Košorok is confident that the Environment Agency, which needs to okay the extension through an environmental impact assessment, has enough awareness about the importance of nuclear energy for Slovenia.
He stressed that securing the needed facilities for the storage of nuclear waste was a pre-condition for any decision. The investor, state-owned power utility Gen Energija, which manages Slovenia's half of the Krško nuclear power station, will have to be convicting with a serious investment plan and zoning procedures need to start.
Košorok added the investor will have to convince the asset manager, meaning the Slovenia Sovereign Holding, and key stakeholders, with the plan being that a decision on a second reactor be adopted until 2027 approximately.
Broad social consensus will be needed for a new reactor, especially in light of social and economic development, he added. He said some opposition is expected and normal while urging against politicking and for expertise-based debates.
He spoke of a fairly safe situation, pointing to the recent strong earthquake in nearby Zagreb that had no noteworthy effect on the Krško nuclear power plant whatsoever.
Košorok said it was too soon to speak about any technical details. There are a few interested parties, among them Westinghouse, which also built the existing reactor.

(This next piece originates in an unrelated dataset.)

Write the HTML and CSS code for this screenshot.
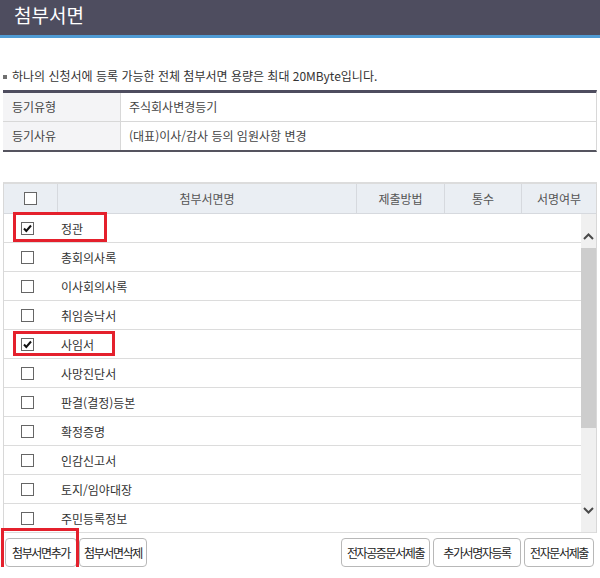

Concrete decisions will be taken by experts, he added.
Interest in participation in the project was recently also expressed by Croatia, which co-owns the Krško nuclear power plant and has been cooperating with Slovenia in its management.
"There are ups and downs with any contract, a marriage is also a contract-based relationship that has good and bad moments. And I feel the good moments prevailed here," the official commented, welcoming Croatia's initiative while adding this was just one possible scenario.
The project has also drawn attention in other neighbouring countries, including Austria as a country traditionally opposed to nuclear energy. Talks were conducted as the life-span of the current reactor was being extended and Košorok said there had been "no dramatic opposition".
Meanwhile, the official also reflected on other potential energy projects in the country, highlighting the untapped potential in the Central Sava Valley, which he said could accommodate 10 hydro power plants. He said zoning and spatial planing should start immediately.
He moreover lamented the slow progress it the use of wind energy, saying Slovenia was unfortunately at the very tail end in this respect in the EU.
Košorok has a long track record in the energy industry. He headed the state-owned power utility HSE between 2012 and 2016, having before that spent seven years at the helm of the Ljubljana co-generation plant TE-TOL.